Philippe, the magistrate, due to his inhibitions and sense of moral rectitude is not eager to follow the example of his friends where the prostitutes are concerned but when his trouser fly button comes off and Andrea offers to sew it back on, he is reminded of Nicole, his childhood nanny, and instantly proposes marriage to her on the spot, much to the delight of his friends. However, Andrea proves to be as sexually voracious as the Philippe's friends and pursues each one in turn while also enthusiastically joining in with the endless consumption of food, much to Philippe's chagrin.


The prostitutes soon find it hard to keep up with the endless eating and they leave the 4 men and Andrea to continue their binge as the food being offered by Ugo becomes increasingly elaborate and calorific. Michel begins to suffer from excessive wind due the effects of over-indulgence and this results in some comedic moments as he goes outside to relieve himself.


Meanwhile Marcello has found an old Bugatti racing car in need of attention in the garage and proceeds to try and get it going again, simultaneously using the garage to rendezvous with the prostitutes and Andrea, and of course, to continue eating.


As the 4 men gradually succumb to their carnal appetites, Michel is the first to go as he literally farts himself to death and they drag his body into an empty room adjacent to the kitchen. Marcello decides that he has had enough and in a fit of rage kicks a toilet bowl which explodes, flooding a room and covering him raw human sewage. He storms outside into the wintery night and tries to drive away in the restored Bugatti but is discovered frozen to death in the morning, and again his body is brought into a room adjacent to the kitchen next to that of Michel's.


Ugo, Philippe and Andrea continue their cooking and eating unconcerned as the two corpses of their friends watch from the adjacent rooms, resulting in a grotesque tableaux.


Ugo's eventual death from over-eating is perhaps the most disturbing in the film as he lies prostrate on the kitchen table while Philippe shovels "foie gras" into his mouth while Andrea pleasures him.


This leaves Andrea and Philippe to continue and the next morning she brings a platter containing an elaborate dessert shaped like women's breasts to Philippe as he sits in the garden ruefully reflecting on the previous few days.
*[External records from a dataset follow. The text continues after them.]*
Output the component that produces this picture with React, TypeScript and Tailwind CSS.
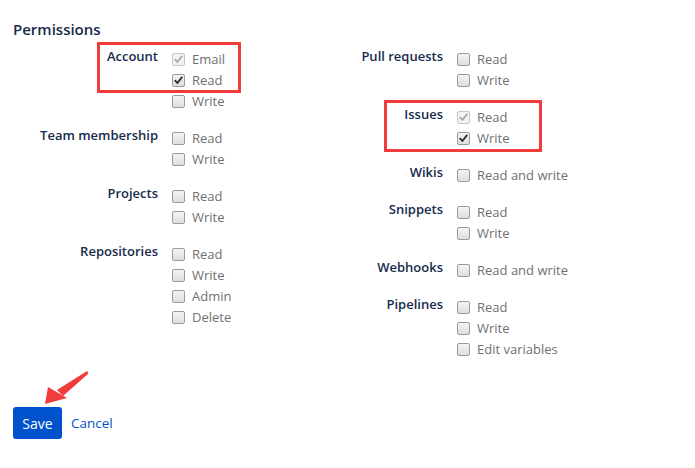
import React from 'react';

type Opt = { label: string; checked?: boolean; disabled?: boolean };
type Group = { name: string; options: Opt[] };

const left: Group[] = [
  { name: 'Account', options: [{ label: 'Email', checked: true, disabled: true }, { label: 'Read', checked: true }, { label: 'Write' }] },
  { name: 'Team membership', options: [{ label: 'Read' }, { label: 'Write' }] },
  { name: 'Projects', options: [{ label: 'Read' }, { label: 'Write' }] },
  { name: 'Repositories', options: [{ label: 'Read' }, { label: 'Write' }, { label: 'Admin' }, { label: 'Delete' }] },
];

const right: Group[] = [
  { name: 'Pull requests', options: [{ label: 'Read' }, { label: 'Write' }] },
  { name: 'Issues', options: [{ label: 'Read', checked: true, disabled: true }, { label: 'Write', checked: true }] },
  { name: 'Wikis', options: [{ label: 'Read and write' }] },
  { name: 'Snippets', options: [{ label: 'Read' }, { label: 'Write' }] },
  { name: 'Webhooks', options: [{ label: 'Read and write' }] },
  { name: 'Pipelines', options: [{ label: 'Read' }, { label: 'Write' }, { label: 'Edit variables' }] },
];

function Checkbox({ checked, disabled }: { checked?: boolean; disabled?: boolean }) {
  return (
    <span
      className={`w-[13px] h-[13px] rounded-[2px] border flex items-center justify-center shrink-0 ${
        disabled ? 'border-[#c6c6c6] bg-[#f3f3f3]' : 'border-[#9a9a9a] bg-gradient-to-b from-[#f4f4f4] to-[#dedede]'
      }`}
    >
      {checked && (
        <svg width="9" height="9" viewBox="0 0 9 9">
          <path
            d="M1.2 4.6 L3.4 7 L7.8 1.4"
            fill="none"
            stroke={disabled ? '#a9a9a9' : '#2b2b2b'}
            strokeWidth="1.8"
            strokeLinecap="round"
            strokeLinejoin="round"
          />
        </svg>
      )}
    </span>
  );
}

function Column({ groups }: { groups: Group[] }) {
  return (
    <div className="w-[285px] flex flex-col">
      {groups.map((g) => (
        <div key={g.name} className="flex mb-[16px]">
          <div className="w-[145px] text-right font-semibold text-[#172b4d] leading-[21px] -mt-[3px]">{g.name}</div>
          <div className="flex flex-col ml-[14px]">
            {g.options.map((o) => (
              <label key={o.label} className="flex items-center h-[21px] text-[#707070]">
                <Checkbox checked={o.checked} disabled={o.disabled} />
                <span className="ml-[7px]">{o.label}</span>
              </label>
            ))}
          </div>
        </div>
      ))}
    </div>
  );
}

export default function App() {
  return (
    <div className="relative w-[695px] h-[468px] bg-white text-[13px] font-['Open_Sans',sans-serif] overflow-hidden">
      <div className="pl-[13px] pt-[18px]">
        <h2 className="text-[15px] font-semibold text-[#172b4d] leading-[22px]">Permissions</h2>
        <div className="flex mt-[9px]">
          <Column groups={left} />
          <Column groups={right} />
        </div>
        <div className="flex items-center mt-[31px]">
          <button className="h-[32px] w-[49px] rounded-[3px] bg-[#0052cc] text-white text-[14px]">Save</button>
          <a className="ml-[9px] text-[#0052cc] text-[13.5px]">Cancel</a>
        </div>
      </div>

      {/* annotations */}
      <div className="absolute left-[97px] top-[42px] w-[144px] h-[51px] border-[3px] border-[#f23c3c]" />
      <div className="absolute left-[384px] top-[100px] w-[158px] h-[52px] border-[3px] border-[#f23c3c]" />
      <svg className="absolute left-0 top-0" width="120" height="420" viewBox="0 0 120 420">
        <path d="M87 371 L88.5 373.5 L63 396 L57 390 Z" fill="#f23c3c" />
        <path d="M45 404 L48 387 L67 398 Z" fill="#f23c3c" />
      </svg>
    </div>
  );
}
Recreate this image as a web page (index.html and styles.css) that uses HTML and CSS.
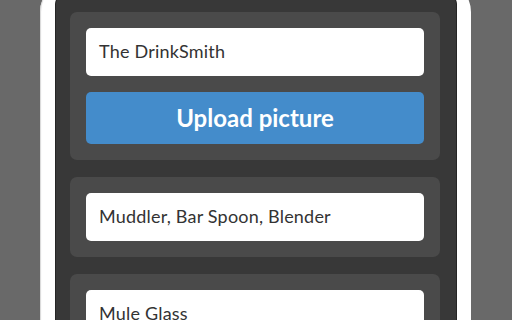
FILE: index.html
```html
<!DOCTYPE html>
<html>
<head>
<meta charset="utf-8">
<link rel="stylesheet" href="styles.css">
</head>
<body>
<div class="phone">
  <div class="screen">
    <section class="card">
      <div class="field">The DrinkSmith</div>
      <button class="upload">Upload picture</button>
    </section>
    <section class="card">
      <div class="field">Muddler, Bar Spoon, Blender</div>
    </section>
    <section class="card">
      <div class="field">Mule Glass</div>
    </section>
  </div>
</div>
</body>
</html>
```
FILE: styles.css
```css
html, body {
  margin: 0;
  padding: 0;
  height: 100%;
  overflow: hidden;
}
body {
  background: #696969;
  font-family: "Lato", "Liberation Sans", sans-serif;
}
.phone {
  margin: -20px 0 0 40px;
  width: 400px;
  padding: 16px 15px 0 16px;
  background: #ffffff;
  border-radius: 32px;
  box-shadow: inset 2px 0 1px -1px #d8d8d8;
  height: 400px;
}
.screen {
  background: #383838;
  border-radius: 8px;
  box-shadow: 0 0 0 1px #252525;
  padding: 16px 16px 0 14px;
  height: 100%;
  display: flex;
  flex-direction: column;
  gap: 17px;
}
.card {
  background: #4a4a4a;
  border-radius: 7px;
  padding: 16px;
  display: flex;
  flex-direction: column;
  gap: 16px;
}
.field {
  height: 48px;
  box-sizing: border-box;
  background: #ffffff;
  border-radius: 5px;
  color: #333333;
  font-size: 18px;
  letter-spacing: 0.2px;
  display: flex;
  align-items: center;
  padding: 0 0 3px 13px;
}
.upload {
  height: 52px;
  border: none;
  border-radius: 5px;
  background: #448ccb;
  color: #ffffff;
  font-family: "Lato", "Liberation Sans", sans-serif;
  font-weight: 700;
  font-size: 24px;
  padding: 0 0 2px;
}
```
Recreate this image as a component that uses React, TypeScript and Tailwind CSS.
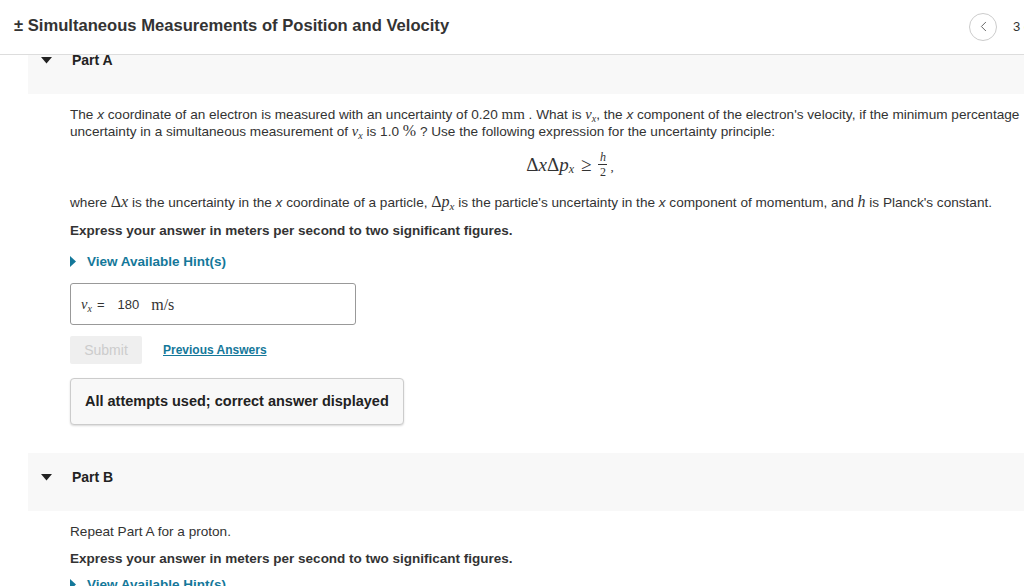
import { ChevronLeft } from 'lucide-react'

const serif = "font-['Liberation_Serif','DejaVu_Serif',serif]"

function Caret() {
  return (
    <svg width="11" height="7" viewBox="0 0 11 7" className="shrink-0">
      <path d="M0 0 L11 0 L5.5 6.5 Z" fill="#222" />
    </svg>
  )
}

function PartHeader({ label }: { label: string }) {
  return (
    <div className="h-[58px] bg-[#f8f8f8] flex items-start pt-[16px] pl-[13px] gap-[20px]">
      <div className="h-[16px] flex items-center">
        <Caret />
      </div>
      <span className="text-[14px] leading-[16px] font-bold text-[#222]">{label}</span>
    </div>
  )
}

function Hint() {
  return (
    <div className="flex items-center gap-[11px] text-[13.5px] leading-[17px] font-bold text-[#14789a]">
      <svg width="6" height="11" viewBox="0 0 6 11">
        <path d="M0 0 L6 5.5 L0 11 Z" fill="#14789a" />
      </svg>
      View Available Hint(s)
    </div>
  )
}

function Vx() {
  return (
    <span className={`${serif} italic text-[14.5px] leading-[10px]`}>
      v<sub className="text-[10px] italic align-baseline relative top-[3px]">x</sub>
    </span>
  )
}

export default function App() {
  return (
    <div className="w-[1024px] h-[586px] overflow-hidden bg-white text-[#333] font-['Liberation_Sans',Arial,sans-serif]">
      <div className="w-[1100px]">
        <header className="h-[55px] border-b border-[#ddd] flex items-center pl-[14px] pb-[1px]">
          <h1 className="w-[955px] text-[16.6px] font-bold text-[#333] whitespace-nowrap">
            ± Simultaneous Measurements of Position and Velocity
          </h1>
          <div className="flex items-center gap-[16px]">
            <div className="w-[28px] h-[28px] rounded-full border border-[#ccc] flex items-center justify-center">
              <ChevronLeft size={17} strokeWidth={1.4} color="#666" />
            </div>
            <span className="text-[13px] text-[#333]">3 of 5</span>
          </div>
        </header>

        <div className="h-[531px] overflow-hidden">
          <div className="-mt-[19px] ml-[28px]">
            <PartHeader label="Part A" />
            <div className="pl-[42px] pt-[12px] w-[1040px] text-[13.6px] leading-[17px]">
              <p className="whitespace-nowrap">
                The <i>x</i> coordinate of an electron is measured with an uncertainty of 0.20{' '}
                <span className={`${serif} text-[15px] leading-[10px]`}>mm</span> . What is <Vx />, the <i>x</i> component of
                the electron's velocity, if the minimum percentage
                <br />
                uncertainty in a simultaneous measurement of <Vx /> is 1.0{' '}
                <span className={`${serif} text-[16px] leading-[10px]`}>%</span> ? Use the following expression for the
                uncertainty principle:
              </p>

              <div className={`w-[1000px] h-[28px] mt-[10px] flex items-center justify-center ${serif} text-[19px]`}>
                <span>Δ</span>
                <span className="italic">x</span>
                <span>Δ</span>
                <span className="italic">p</span>
                <span className="italic text-[12px] relative top-[5px]">x</span>
                <span className="ml-[7px]">≥</span>
                <span className="ml-[7px] inline-flex flex-col items-center text-[12px] leading-[12px]">
                  <span className="italic">h</span>
                  <span className="w-[9px] border-t border-[#333] my-[1px]" />
                  <span>2</span>
                </span>
                <span className="text-[13px] ml-[3px] relative top-[2px]">,</span>
              </div>

              <p className="mt-[16px] whitespace-nowrap">
                where <span className={`${serif} text-[16px] leading-[10px]`}>Δ<i>x</i></span> is the uncertainty in the <i>x</i>{' '}
                coordinate of a particle, <span className={`${serif} text-[16px] leading-[10px]`}>Δ<i>p</i><sub className="text-[11px] align-baseline relative top-[3px]"><i>x</i></sub></span>{' '}
                is the particle's uncertainty in the <i>x</i> component of momentum, and{' '}
                <span className={`${serif} italic text-[16px] leading-[10px]`}>h</span> is Planck's constant.
              </p>

              <p className="mt-[11px] font-bold text-[13.5px]">Express your answer in meters per second to two significant figures.</p>

              <div className="mt-[14px]">
                <Hint />
              </div>

              <div className="mt-[13px] w-[286px] h-[42px] border border-[#999] rounded-[3px] flex items-center pl-[10px] gap-[5px] text-[13px]">
                <Vx />
                <span>=</span>
                <span className="ml-[8px]">180</span>
                <span className={`${serif} text-[16px] ml-[7px]`}>m/s</span>
              </div>

              <div className="mt-[11px] flex items-center gap-[21px]">
                <div className="w-[72px] h-[28px] bg-[#efefef] rounded-[2px] flex items-center justify-center text-[14px] text-[#ccc]">
                  Submit
                </div>
                <span className="text-[12px] font-bold text-[#14789a] underline">Previous Answers</span>
              </div>

              <div className="mt-[14px] w-[334px] h-[47px] border border-[#ccc] bg-[#f8f8f8] rounded-[4px] shadow-[0_1px_2px_rgba(0,0,0,0.15)] flex items-center pl-[14px] text-[14.5px] font-bold text-[#222]">
                All attempts used; correct answer displayed
              </div>
            </div>

            <div className="mt-[28px]">
              <PartHeader label="Part B" />
            </div>
            <div className="pl-[42px] pt-[12px] text-[13.6px] leading-[17px]">
              <p>Repeat Part A for a proton.</p>
              <p className="mt-[10px] font-bold text-[13.5px]">Express your answer in meters per second to two significant figures.</p>
              <div className="mt-[9px]">
                <Hint />
              </div>
            </div>
          </div>
        </div>
      </div>
    </div>
  )
}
She begins to spoon-feed him in a scene reminiscent of a scene at the start of the film where his nanny Nicole spoon-feeds fruit to him in the morning, and he promptly dies in her arms.


Andrea, now the only survivor of the few days of excess, leaves, as a van turns up to deliver yet more carcasses of meat.


To be honest the only disturbing aspect of the film is the over-eating, something that made me think about my own eating habits and relationship to food, and at one point Philippe's character asks Michel to imagine that he is a starving child in Bombay as he struggles to down spoonfuls of mashed potato, a detail that underlines the films' commentary on excess in more developed countries.


The scenes of sexual excess are on the level of 70's "Euro Porn" and are not especially explicit or outside of normal sexual activity that you might see in a film, especially from Europe where a degree of nudity was the norm in films from the 1950's onward, it's just the shock value of seeing actors like Mastroianni in such scenes, but then this is a film that is a satire with black comedy and the literary works of Rabelais and Chaucer feature such scenes - although women are treated as simply something to be consumed alongside food by the men it never descends to sadistic levels of cruelty and the film draws parallels between haute cuisine and the molding of women into objects of desire by men.


My final impression is of a gross-out black comedy in the style of an earlier era of satirical cartoons and reminded me of a 1951 Chuck Jones Warner Brothers cartoon, "Chow Hound", where the closing scene echoes the grotesque death of Ugo for a similar comic effect.